Databases have been pivotal in the computing industry, enabling businesses and organizations to store, manage, and retrieve data efficiently. Traditional relational databases (RDBMS), like MySQL and PostgreSQL, have been the bedrock of data-centric applications, providing structured query language (SQL) support, ACID (Atomicity, Consistency, Isolation, Durability) transactions, and robust data integrity.

However, the exponential growth of data and the rise of distributed systems demanded a new approach to database management. This brought forth NoSQL databases, which offered scalability and flexibility by forgoing the traditional relational model. While NoSQL databases solved certain challenges related to scale and unstructured data, they compromised on aspects like strong consistency and the use of SQL, which remained industry standards for querying and manipulating data.

Enter NewSQL, a term coined to describe a new class of databases that inherit the consistency and transactional properties of traditional RDBMS but also provide the scalability demanded by modern applications. NewSQL databases aim to bridge the gap between the robust transaction guarantees of SQL databases and the horizontal scalability of NoSQL databases. They achieve this through innovative architectures, such as distributed computing, consensus algorithms like Raft, and hybrid storage engines.

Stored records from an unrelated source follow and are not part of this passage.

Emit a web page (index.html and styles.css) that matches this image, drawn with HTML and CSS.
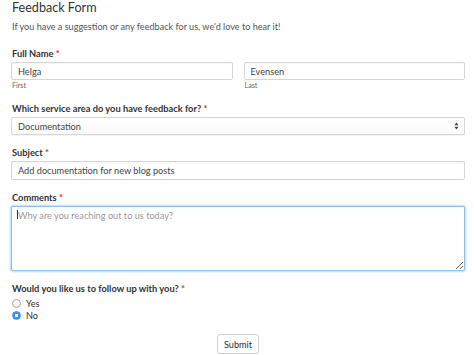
FILE: index.html
```html
<!DOCTYPE html>
<html lang="en">
<head>
<meta charset="utf-8">
<title>Feedback Form</title>
<link rel="stylesheet" href="styles.css">
</head>
<body>
<form class="page">
  <h1 class="title">Feedback Form</h1>
  <p class="intro">If you have a suggestion or any feedback for us, we'd love to hear it!</p>

  <div class="field">
    <div class="label">Full Name <span class="req">*</span></div>
    <div class="name-row">
      <div class="sub">
        <input class="input" type="text" value="Helga">
        <span class="hint">First</span>
      </div>
      <div class="sub">
        <input class="input" type="text" value="Evensen">
        <span class="hint">Last</span>
      </div>
    </div>
  </div>

  <div class="field">
    <div class="label">Which service area do you have feedback for? <span class="req">*</span></div>
    <div class="select">
      <span>Documentation</span>
      <svg class="arrows" width="5" height="8" viewBox="0 0 5 8"><path d="M2.5 0.5 L4.6 3.2 H0.4 Z M2.5 7.5 L4.6 4.8 H0.4 Z" fill="#444"/></svg>
    </div>
  </div>

  <div class="field">
    <div class="label">Subject <span class="req">*</span></div>
    <input class="input full" type="text" value="Add documentation for new blog posts">
  </div>

  <div class="field">
    <div class="label">Comments <span class="req">*</span></div>
    <div class="area-wrap">
      <textarea class="area" placeholder="Why are you reaching out to us today?"></textarea>
    </div>
  </div>

  <div class="field">
    <div class="label">Would you like us to follow up with you? <span class="req">*</span></div>
    <label class="radio"><span class="dot"></span>Yes</label>
    <label class="radio"><span class="dot on"></span>No</label>
  </div>

  <div class="actions">
    <button type="button" class="btn">Submit</button>
  </div>
</form>
</body>
</html>
```

FILE: styles.css
```css
* { box-sizing: border-box; }
html, body { margin: 0; padding: 0; background: #fff; }
body {
  font-family: Lato, "Open Sans", "Liberation Sans", sans-serif;
  color: #333;
}
.page {
  padding: 0 9px 0 11px;
  margin: 0;
}
.title {
  margin: 0 0 0 1px;
  font-size: 12.6px;
  line-height: 16px;
  font-weight: 400;
  color: #333;
}
.intro {
  margin: 5px 0 15px 1px;
  font-size: 9.1px;
  line-height: 12px;
  color: #555;
}
.field {
  margin-bottom: 12px;
}
.label {
  font-size: 9.3px;
  line-height: 12px;
  font-weight: 700;
  color: #333;
  margin: 0 0 2px 1px;
}
.req {
  color: #c9302c;
  font-weight: 700;
}
.name-row {
  display: grid;
  grid-template-columns: 1fr 1fr;
  column-gap: 11px;
}
.sub {
  display: flex;
  flex-direction: column;
}
.input {
  display: block;
  width: 100%;
  height: 18px;
  margin: 0;
  padding: 0 6px;
  border: 1px solid #d6d6d6;
  border-radius: 2px;
  font-family: inherit;
  font-size: 9.2px;
  color: #444;
  background: #fff;
  box-shadow: inset 0 1px 1px rgba(0,0,0,.04);
  outline: none;
}
.input.full { height: 19px; }
.hint {
  margin-top: 1px;
  font-size: 7.2px;
  line-height: 10px;
  color: #666;
  padding-left: 1px;
}
.select {
  display: flex;
  align-items: center;
  justify-content: space-between;
  height: 18px;
  padding: 0 5px 0 6px;
  border: 1px solid #d6d6d6;
  border-radius: 2px;
  font-size: 9.2px;
  color: #444;
  background: linear-gradient(#fff, #fafafa);
  box-shadow: 0 1px 1px rgba(0,0,0,.05);
}
.arrows { display: block; }
.area-wrap { position: relative; }
.area {
  display: block;
  width: 100%;
  height: 65px;
  margin: 0;
  padding: 3px 6px;
  border: 1px solid #8fc0e8;
  border-radius: 2px;
  font-family: inherit;
  font-size: 9.2px;
  line-height: 11px;
  color: #444;
  box-shadow: 0 0 2px 1px rgba(102,175,233,.45);
  outline: none;
  resize: vertical;
}
.area::placeholder { color: #9a9a9a; }
.area-wrap::before {
  content: "";
  position: absolute;
  left: 6px;
  top: 4px;
  width: 1px;
  height: 9px;
  background: #333;
}
.radio {
  display: flex;
  align-items: center;
  gap: 5px;
  height: 12px;
  font-size: 9.2px;
  color: #333;
  padding-left: 1px;
}
.dot {
  width: 9px;
  height: 9px;
  border-radius: 50%;
  border: 1px solid #a9a9a9;
  background: linear-gradient(#fff, #f0f0f0);
  flex: none;
}
.dot.on {
  border-color: #3a8ef5;
  background: radial-gradient(circle, #fff 0 1.6px, #3b93f7 2px);
}
.actions {
  display: flex;
  justify-content: center;
  margin-top: 13px;
}
.btn {
  height: 20px;
  padding: 0 6px;
  border: 1px solid #d0d0d0;
  border-radius: 3px;
  background: #fff;
  font-family: inherit;
  font-size: 9.2px;
  color: #333;
  box-shadow: 0 1px 1px rgba(0,0,0,.06);
}
```
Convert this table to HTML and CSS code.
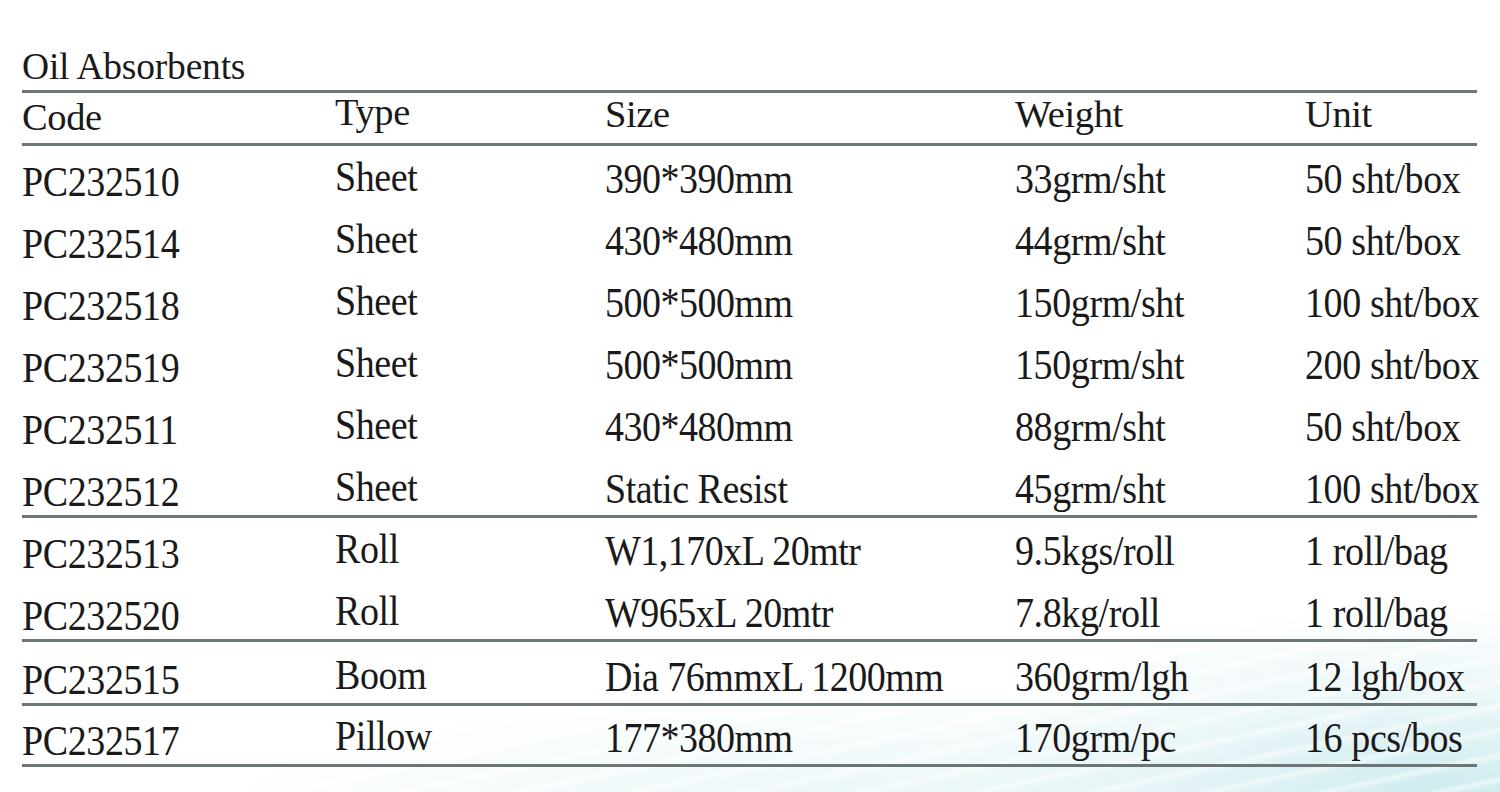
FILE: index.html
```html
<!DOCTYPE html>
<html>
<head>
<meta charset="utf-8">
<link rel="stylesheet" href="styles.css">
</head>
<body>
<div class="sheet">
  <div class="title"><span>Oil Absorbents</span></div>
  <div class="row head">
    <div class="c code"><span>Code</span></div>
    <div class="c type"><span>Type</span></div>
    <div class="c size"><span>Size</span></div>
    <div class="c weight"><span>Weight</span></div>
    <div class="c unit"><span>Unit</span></div>
  </div>
  <div class="row data">
    <div class="c code"><span>PC232510</span></div>
    <div class="c type"><span>Sheet</span></div>
    <div class="c size"><span>390*390mm</span></div>
    <div class="c weight"><span>33grm/sht</span></div>
    <div class="c unit"><span>50 sht/box</span></div>
  </div>
  <div class="row data">
    <div class="c code"><span>PC232514</span></div>
    <div class="c type"><span>Sheet</span></div>
    <div class="c size"><span>430*480mm</span></div>
    <div class="c weight"><span>44grm/sht</span></div>
    <div class="c unit"><span>50 sht/box</span></div>
  </div>
  <div class="row data">
    <div class="c code"><span>PC232518</span></div>
    <div class="c type"><span>Sheet</span></div>
    <div class="c size"><span>500*500mm</span></div>
    <div class="c weight"><span>150grm/sht</span></div>
    <div class="c unit"><span>100 sht/box</span></div>
  </div>
  <div class="row data">
    <div class="c code"><span>PC232519</span></div>
    <div class="c type"><span>Sheet</span></div>
    <div class="c size"><span>500*500mm</span></div>
    <div class="c weight"><span>150grm/sht</span></div>
    <div class="c unit"><span>200 sht/box</span></div>
  </div>
  <div class="row data">
    <div class="c code"><span>PC232511</span></div>
    <div class="c type"><span>Sheet</span></div>
    <div class="c size"><span>430*480mm</span></div>
    <div class="c weight"><span>88grm/sht</span></div>
    <div class="c unit"><span>50 sht/box</span></div>
  </div>
  <div class="row data ruled">
    <div class="c code"><span>PC232512</span></div>
    <div class="c type"><span>Sheet</span></div>
    <div class="c size"><span>Static Resist</span></div>
    <div class="c weight"><span>45grm/sht</span></div>
    <div class="c unit"><span>100 sht/box</span></div>
  </div>
  <div class="row data">
    <div class="c code"><span>PC232513</span></div>
    <div class="c type"><span>Roll</span></div>
    <div class="c size"><span>W1,170xL 20mtr</span></div>
    <div class="c weight"><span>9.5kgs/roll</span></div>
    <div class="c unit"><span>1 roll/bag</span></div>
  </div>
  <div class="row data ruled">
    <div class="c code"><span>PC232520</span></div>
    <div class="c type"><span>Roll</span></div>
    <div class="c size"><span>W965xL 20mtr</span></div>
    <div class="c weight"><span>7.8kg/roll</span></div>
    <div class="c unit"><span>1 roll/bag</span></div>
  </div>
  <div class="row data ruled tall">
    <div class="c code"><span>PC232515</span></div>
    <div class="c type"><span>Boom</span></div>
    <div class="c size"><span>Dia 76mmxL 1200mm</span></div>
    <div class="c weight"><span>360grm/lgh</span></div>
    <div class="c unit"><span>12 lgh/box</span></div>
  </div>
  <div class="row data ruled short">
    <div class="c code"><span>PC232517</span></div>
    <div class="c type"><span>Pillow</span></div>
    <div class="c size"><span>177*380mm</span></div>
    <div class="c weight"><span>170grm/pc</span></div>
    <div class="c unit"><span>16 pcs/bos</span></div>
  </div>
</div>
</body>
</html>
```
FILE: styles.css
```css
html, body {
  margin: 0;
  padding: 0;
}
body {
  width: 1500px;
  height: 792px;
  overflow: hidden;
  background-color: #ffffff;
  background-image:
    repeating-linear-gradient(168deg, rgba(255,255,255,0) 0px, rgba(255,255,255,0) 14px, rgba(255,255,255,0.55) 18px, rgba(255,255,255,0) 24px),
    radial-gradient(ellipse 520px 200px at 1450px 800px, rgba(196,232,236,0.85), rgba(214,238,241,0.45) 55%, rgba(255,255,255,0) 100%),
    radial-gradient(ellipse 700px 120px at 900px 810px, rgba(214,238,242,0.55), rgba(255,255,255,0) 100%);
  font-family: "Liberation Serif", "Times New Roman", serif;
  color: #1a1a1a;
}
.sheet {
  display: flex;
  flex-direction: column;
  margin-left: 22px;
  width: 1455px;
}
.title {
  height: 93px;
  box-sizing: border-box;
  display: flex;
  align-items: flex-end;
  padding-bottom: 5px;
  border-bottom: 3px solid #6c7676;
  font-size: 37.5px;
  line-height: 37px;
}
.title span {
  display: inline-block;
  letter-spacing: -0.2px;
}
.row {
  display: flex;
  box-sizing: border-box;
  height: 62px;
  align-items: flex-end;
  padding-bottom: 6px;
  font-size: 37px;
  line-height: 37px;
}
.row.head {
  height: 53px;
  padding-bottom: 7px;
  border-bottom: 3px solid #6c7676;
  font-size: 38.5px;
}
.row.ruled {
  border-bottom: 3px solid #6c7676;
  padding-bottom: 3px;
}
.row.tall {
  height: 64px;
}
.row.short {
  height: 61px;
}
.c {
  flex: none;
}
.c span {
  display: inline-block;
  letter-spacing: -0.4px;
  white-space: nowrap;
}
.data .c span {
  font-size: 38px;
  transform: scaleY(1.1);
  transform-origin: 0 31px;
}
.code { width: 313px; }
.type { width: 270px; }
.size { width: 410px; }
.weight { width: 290px; }
.unit { width: 172px; }
.type span { position: relative; top: -5px; }
.size span, .weight span, .unit span { position: relative; top: -3px; }
.data .size span { letter-spacing: -0.5px; }
```
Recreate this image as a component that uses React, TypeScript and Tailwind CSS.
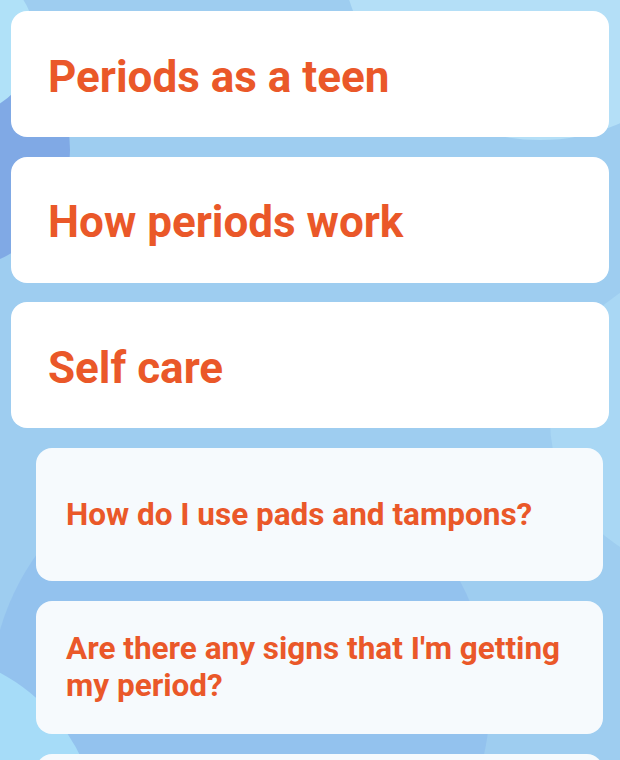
const topics = ['Periods as a teen', 'How periods work', 'Self care'];

// last card only peeks in at the bottom edge, its text is below the fold
const questions = [
  'How do I use pads and tampons?',
  "Are there any signs that I'm getting my period?",
  '',
];

const Backdrop = () => (
  <svg
    className="absolute inset-0 h-full w-full"
    viewBox="0 0 620 760"
    preserveAspectRatio="none"
  >
    <rect width="620" height="760" fill="#9ecdf0" />
    <circle cx="540" cy="-60" r="200" fill="#b4dff7" />
    <circle cx="700" cy="420" r="150" fill="#a9d7f4" />
    <circle cx="-50" cy="150" r="120" fill="#80a9e5" />
    <circle cx="-40" cy="40" r="75" fill="#b0e1f8" />
    <circle cx="240" cy="700" r="250" fill="#8cbbed" opacity="0.6" />
    <circle cx="-90" cy="840" r="190" fill="#a6dcf8" />
  </svg>
);

export default function App() {
  return (
    <div className="relative h-[760px] w-[620px] overflow-hidden font-['Roboto','Liberation_Sans',sans-serif]">
      <Backdrop />
      <div className="relative flex flex-col gap-[19.5px] px-[11px] pt-[11px]">
        {topics.map((t) => (
          <div
            key={t}
            className="flex h-[126px] items-center rounded-2xl bg-white pl-[37px] pt-[5px]"
          >
            <h2 className="text-[44px] font-bold leading-none text-[#ea5829]">
              {t}
            </h2>
          </div>
        ))}
        <div className="flex flex-col gap-[19.5px] pl-[25px] pr-[6px]">
          {questions.map((q, i) => (
            <div
              key={i}
              className="flex h-[133.5px] items-center rounded-2xl bg-[#f6fafd] pl-[30px] pr-6"
            >
              {q && (
                <p className="text-[31.5px] font-bold leading-[37px] text-[#ea5829]">
                  {q}
                </p>
              )}
            </div>
          ))}
        </div>
      </div>
    </div>
  );
}
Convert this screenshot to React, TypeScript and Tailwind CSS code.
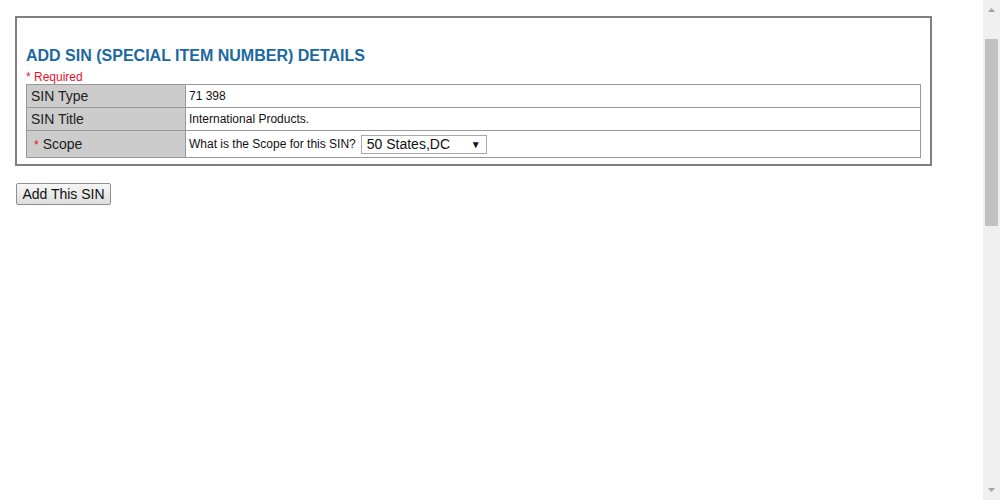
import React from "react"

const font = { fontFamily: '"Liberation Sans", Arial, sans-serif' }

function Row({ label, required, children, tall }: { label: string, required?: boolean, children: React.ReactNode, tall?: boolean }) {
  return (
    <tr className={tall ? "h-[27px]" : "h-[23px]"}>
      <td className="w-[159px] bg-[#cccccc] border border-[#999999] pl-[4px] text-[14px] text-[#222222] align-middle">
        {required && <span className="text-[#e8132b] text-[12px] pl-[3px] pr-[4px]">*</span>}
        {label}
      </td>
      <td className="border border-[#999999] pl-[3px] text-[12px] text-[#111111] align-middle">{children}</td>
    </tr>
  )
}

export default function App() {
  return (
    <div className="flex h-[500px] w-[1000px] bg-white overflow-hidden" style={font}>
      <div className="flex-1 pl-[15px] pt-[16px]">
        <div className="w-[917px] border-2 border-[#808080] px-[9px] pt-[28px] pb-[6px]">
          <h2 className="text-[16px] leading-[20px] font-bold text-[#1a69a0]">ADD SIN (SPECIAL ITEM NUMBER) DETAILS</h2>
          <div className="text-[12px] leading-[14px] text-[#e8132b] mt-[4px]">* Required</div>
          <table className="w-[895px] border-collapse">
            <tbody>
              <Row label="SIN Type">71 398</Row>
              <Row label="SIN Title">International Products.</Row>
              <Row label="Scope" required tall>
                <div className="flex items-center gap-[5px]">
                  <span>What is the Scope for this SIN?</span>
                  <div className="w-[126px] h-[19px] border border-[#a9a9a9] bg-white flex items-center justify-between pl-[5px] pr-[5px] text-[14px] text-[#111111]">
                    <span>50 States,DC</span>
                    <span className="text-[10px]">▼</span>
                  </div>
                </div>
              </Row>
            </tbody>
          </table>
        </div>
        <button className="mt-[17px] ml-[1px] h-[22px] w-[95px] border border-[#8f8f8f] rounded-[2px] bg-gradient-to-b from-[#f6f6f6] to-[#dedede] text-[14px] text-[#111111]">
          Add This SIN
        </button>
      </div>
      <div className="w-[17px] bg-[#f0f0f0] flex flex-col items-center">
        <div className="h-[20px] flex items-center justify-center">
          <svg width="7" height="4" viewBox="0 0 7 4"><path d="M3.5 0L7 4H0z" fill="#a3a3a3" /></svg>
        </div>
        <div className="mt-[19px] w-[13px] h-[187px] bg-[#c1c1c1]" />
        <div className="flex-1" />
        <div className="h-[20px] flex items-center justify-center">
          <svg width="7" height="4" viewBox="0 0 7 4"><path d="M0 0H7L3.5 4z" fill="#a3a3a3" /></svg>
        </div>
      </div>
    </div>
  )
}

A visual timeline showing the evolution from SQL to NewSQL, highlighting key developments and their impact on database technology.

Characteristics of NewSQL Databases

NewSQL databases distinguish themselves by combining the best of both SQL and NoSQL worlds. Here are some of the key characteristics:

  1. Scalability: NewSQL databases are designed to scale out horizontally across multiple nodes without sacrificing performance. This ensures that they can handle large-scale data and a high volume of transactions efficiently.
  2. Consistency: Unlike many NoSQL databases that adopt eventual consistency, NewSQL databases maintain strong consistency. This ensures that all operations appear to take place in a consistent and atomic manner.
  3. Availability: High availability is a core feature, achieved through replication and distributed architectures. Even if some nodes fail, the database remains operational.
  4. ACID Transactions: NewSQL databases support true ACID transactions across distributed environments, which is essential for applications requiring reliable and consistent data operations.
  5. SQL Compatibility: They maintain support for SQL, making it easier for developers to leverage their existing SQL knowledge and tools, ensuring a smoother transition from traditional RDBMS.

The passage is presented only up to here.